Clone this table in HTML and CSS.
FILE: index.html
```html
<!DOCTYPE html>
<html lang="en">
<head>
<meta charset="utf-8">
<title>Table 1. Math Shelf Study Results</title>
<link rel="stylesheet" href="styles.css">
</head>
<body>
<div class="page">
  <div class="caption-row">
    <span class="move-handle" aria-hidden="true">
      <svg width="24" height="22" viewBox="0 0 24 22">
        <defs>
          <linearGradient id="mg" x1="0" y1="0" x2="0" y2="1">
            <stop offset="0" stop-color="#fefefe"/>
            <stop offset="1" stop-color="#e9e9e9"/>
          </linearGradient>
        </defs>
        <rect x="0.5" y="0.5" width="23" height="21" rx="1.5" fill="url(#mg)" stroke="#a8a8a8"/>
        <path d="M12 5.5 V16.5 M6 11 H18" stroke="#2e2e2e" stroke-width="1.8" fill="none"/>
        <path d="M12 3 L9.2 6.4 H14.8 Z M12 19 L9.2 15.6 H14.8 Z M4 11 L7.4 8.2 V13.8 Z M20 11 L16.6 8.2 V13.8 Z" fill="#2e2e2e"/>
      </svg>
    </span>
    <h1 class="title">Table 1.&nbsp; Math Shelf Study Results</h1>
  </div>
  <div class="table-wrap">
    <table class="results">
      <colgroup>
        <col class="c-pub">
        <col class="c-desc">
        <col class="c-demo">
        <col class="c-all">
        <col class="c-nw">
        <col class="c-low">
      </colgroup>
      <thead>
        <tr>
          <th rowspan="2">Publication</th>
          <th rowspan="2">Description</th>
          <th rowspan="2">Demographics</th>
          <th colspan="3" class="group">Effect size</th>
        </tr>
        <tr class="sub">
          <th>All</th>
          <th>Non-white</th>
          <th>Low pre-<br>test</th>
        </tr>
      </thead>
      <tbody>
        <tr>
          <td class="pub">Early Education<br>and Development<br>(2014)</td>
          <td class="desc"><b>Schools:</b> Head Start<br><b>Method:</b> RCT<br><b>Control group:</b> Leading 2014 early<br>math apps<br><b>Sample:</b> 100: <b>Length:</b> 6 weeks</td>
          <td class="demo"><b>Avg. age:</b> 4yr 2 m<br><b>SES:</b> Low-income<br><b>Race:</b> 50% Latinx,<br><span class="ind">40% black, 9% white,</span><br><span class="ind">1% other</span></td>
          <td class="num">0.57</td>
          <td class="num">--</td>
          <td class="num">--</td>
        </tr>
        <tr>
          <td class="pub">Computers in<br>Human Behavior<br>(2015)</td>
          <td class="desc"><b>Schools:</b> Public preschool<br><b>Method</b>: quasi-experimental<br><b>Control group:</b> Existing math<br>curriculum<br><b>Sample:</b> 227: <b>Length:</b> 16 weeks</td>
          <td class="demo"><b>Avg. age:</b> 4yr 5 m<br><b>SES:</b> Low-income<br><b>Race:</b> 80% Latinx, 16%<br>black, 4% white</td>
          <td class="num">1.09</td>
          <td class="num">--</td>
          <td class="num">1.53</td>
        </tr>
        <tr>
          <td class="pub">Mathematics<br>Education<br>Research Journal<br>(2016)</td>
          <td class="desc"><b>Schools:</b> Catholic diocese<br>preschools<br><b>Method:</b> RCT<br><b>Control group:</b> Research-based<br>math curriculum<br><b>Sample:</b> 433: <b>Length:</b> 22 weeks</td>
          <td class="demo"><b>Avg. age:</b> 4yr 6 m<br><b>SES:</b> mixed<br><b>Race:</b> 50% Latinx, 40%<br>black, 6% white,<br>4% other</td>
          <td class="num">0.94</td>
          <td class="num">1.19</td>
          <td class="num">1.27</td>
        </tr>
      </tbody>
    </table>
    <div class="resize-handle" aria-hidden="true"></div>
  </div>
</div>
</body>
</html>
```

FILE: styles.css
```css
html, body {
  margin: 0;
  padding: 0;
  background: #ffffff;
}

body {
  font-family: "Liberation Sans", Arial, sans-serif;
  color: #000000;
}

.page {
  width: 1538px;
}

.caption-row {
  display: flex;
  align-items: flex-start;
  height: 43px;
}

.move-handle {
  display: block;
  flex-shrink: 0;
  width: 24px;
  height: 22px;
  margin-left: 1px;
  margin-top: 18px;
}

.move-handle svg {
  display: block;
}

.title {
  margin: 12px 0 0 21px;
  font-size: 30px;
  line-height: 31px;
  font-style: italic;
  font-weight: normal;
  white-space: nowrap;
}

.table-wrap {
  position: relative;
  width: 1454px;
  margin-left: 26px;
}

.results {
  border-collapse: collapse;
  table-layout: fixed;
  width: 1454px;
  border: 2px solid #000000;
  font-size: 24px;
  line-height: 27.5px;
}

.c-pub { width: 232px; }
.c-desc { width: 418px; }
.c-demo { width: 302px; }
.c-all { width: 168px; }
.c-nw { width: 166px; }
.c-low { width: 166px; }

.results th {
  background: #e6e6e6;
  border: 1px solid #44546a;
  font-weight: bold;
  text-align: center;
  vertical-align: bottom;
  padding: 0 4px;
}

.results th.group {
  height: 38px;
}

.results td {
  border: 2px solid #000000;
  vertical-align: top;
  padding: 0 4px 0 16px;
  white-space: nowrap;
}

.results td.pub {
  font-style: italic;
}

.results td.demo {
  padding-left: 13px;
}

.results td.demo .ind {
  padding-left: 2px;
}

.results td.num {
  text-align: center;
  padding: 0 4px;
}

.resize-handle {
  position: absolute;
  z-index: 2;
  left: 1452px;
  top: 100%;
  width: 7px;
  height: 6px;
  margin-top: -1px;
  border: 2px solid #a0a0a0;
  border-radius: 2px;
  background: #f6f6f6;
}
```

------

AIM: Print the whole listing again, exactly.

FINISHED ANSWER:
Clone this table in HTML and CSS.
FILE: index.html
```html
<!DOCTYPE html>
<html lang="en">
<head>
<meta charset="utf-8">
<title>Table 1. Math Shelf Study Results</title>
<link rel="stylesheet" href="styles.css">
</head>
<body>
<div class="page">
  <div class="caption-row">
    <span class="move-handle" aria-hidden="true">
      <svg width="24" height="22" viewBox="0 0 24 22">
        <defs>
          <linearGradient id="mg" x1="0" y1="0" x2="0" y2="1">
            <stop offset="0" stop-color="#fefefe"/>
            <stop offset="1" stop-color="#e9e9e9"/>
          </linearGradient>
        </defs>
        <rect x="0.5" y="0.5" width="23" height="21" rx="1.5" fill="url(#mg)" stroke="#a8a8a8"/>
        <path d="M12 5.5 V16.5 M6 11 H18" stroke="#2e2e2e" stroke-width="1.8" fill="none"/>
        <path d="M12 3 L9.2 6.4 H14.8 Z M12 19 L9.2 15.6 H14.8 Z M4 11 L7.4 8.2 V13.8 Z M20 11 L16.6 8.2 V13.8 Z" fill="#2e2e2e"/>
      </svg>
    </span>
    <h1 class="title">Table 1.&nbsp; Math Shelf Study Results</h1>
  </div>
  <div class="table-wrap">
    <table class="results">
      <colgroup>
        <col class="c-pub">
        <col class="c-desc">
        <col class="c-demo">
        <col class="c-all">
        <col class="c-nw">
        <col class="c-low">
      </colgroup>
      <thead>
        <tr>
          <th rowspan="2">Publication</th>
          <th rowspan="2">Description</th>
          <th rowspan="2">Demographics</th>
          <th colspan="3" class="group">Effect size</th>
        </tr>
        <tr class="sub">
          <th>All</th>
          <th>Non-white</th>
          <th>Low pre-<br>test</th>
        </tr>
      </thead>
      <tbody>
        <tr>
          <td class="pub">Early Education<br>and Development<br>(2014)</td>
          <td class="desc"><b>Schools:</b> Head Start<br><b>Method:</b> RCT<br><b>Control group:</b> Leading 2014 early<br>math apps<br><b>Sample:</b> 100: <b>Length:</b> 6 weeks</td>
          <td class="demo"><b>Avg. age:</b> 4yr 2 m<br><b>SES:</b> Low-income<br><b>Race:</b> 50% Latinx,<br><span class="ind">40% black, 9% white,</span><br><span class="ind">1% other</span></td>
          <td class="num">0.57</td>
          <td class="num">--</td>
          <td class="num">--</td>
        </tr>
        <tr>
          <td class="pub">Computers in<br>Human Behavior<br>(2015)</td>
          <td class="desc"><b>Schools:</b> Public preschool<br><b>Method</b>: quasi-experimental<br><b>Control group:</b> Existing math<br>curriculum<br><b>Sample:</b> 227: <b>Length:</b> 16 weeks</td>
          <td class="demo"><b>Avg. age:</b> 4yr 5 m<br><b>SES:</b> Low-income<br><b>Race:</b> 80% Latinx, 16%<br>black, 4% white</td>
          <td class="num">1.09</td>
          <td class="num">--</td>
          <td class="num">1.53</td>
        </tr>
        <tr>
          <td class="pub">Mathematics<br>Education<br>Research Journal<br>(2016)</td>
          <td class="desc"><b>Schools:</b> Catholic diocese<br>preschools<br><b>Method:</b> RCT<br><b>Control group:</b> Research-based<br>math curriculum<br><b>Sample:</b> 433: <b>Length:</b> 22 weeks</td>
          <td class="demo"><b>Avg. age:</b> 4yr 6 m<br><b>SES:</b> mixed<br><b>Race:</b> 50% Latinx, 40%<br>black, 6% white,<br>4% other</td>
          <td class="num">0.94</td>
          <td class="num">1.19</td>
          <td class="num">1.27</td>
        </tr>
      </tbody>
    </table>
    <div class="resize-handle" aria-hidden="true"></div>
  </div>
</div>
</body>
</html>
```

FILE: styles.css
```css
html, body {
  margin: 0;
  padding: 0;
  background: #ffffff;
}

body {
  font-family: "Liberation Sans", Arial, sans-serif;
  color: #000000;
}

.page {
  width: 1538px;
}

.caption-row {
  display: flex;
  align-items: flex-start;
  height: 43px;
}

.move-handle {
  display: block;
  flex-shrink: 0;
  width: 24px;
  height: 22px;
  margin-left: 1px;
  margin-top: 18px;
}

.move-handle svg {
  display: block;
}

.title {
  margin: 12px 0 0 21px;
  font-size: 30px;
  line-height: 31px;
  font-style: italic;
  font-weight: normal;
  white-space: nowrap;
}

.table-wrap {
  position: relative;
  width: 1454px;
  margin-left: 26px;
}

.results {
  border-collapse: collapse;
  table-layout: fixed;
  width: 1454px;
  border: 2px solid #000000;
  font-size: 24px;
  line-height: 27.5px;
}

.c-pub { width: 232px; }
.c-desc { width: 418px; }
.c-demo { width: 302px; }
.c-all { width: 168px; }
.c-nw { width: 166px; }
.c-low { width: 166px; }

.results th {
  background: #e6e6e6;
  border: 1px solid #44546a;
  font-weight: bold;
  text-align: center;
  vertical-align: bottom;
  padding: 0 4px;
}

.results th.group {
  height: 38px;
}

.results td {
  border: 2px solid #000000;
  vertical-align: top;
  padding: 0 4px 0 16px;
  white-space: nowrap;
}

.results td.pub {
  font-style: italic;
}

.results td.demo {
  padding-left: 13px;
}

.results td.demo .ind {
  padding-left: 2px;
}

.results td.num {
  text-align: center;
  padding: 0 4px;
}

.resize-handle {
  position: absolute;
  z-index: 2;
  left: 1452px;
  top: 100%;
  width: 7px;
  height: 6px;
  margin-top: -1px;
  border: 2px solid #a0a0a0;
  border-radius: 2px;
  background: #f6f6f6;
}
```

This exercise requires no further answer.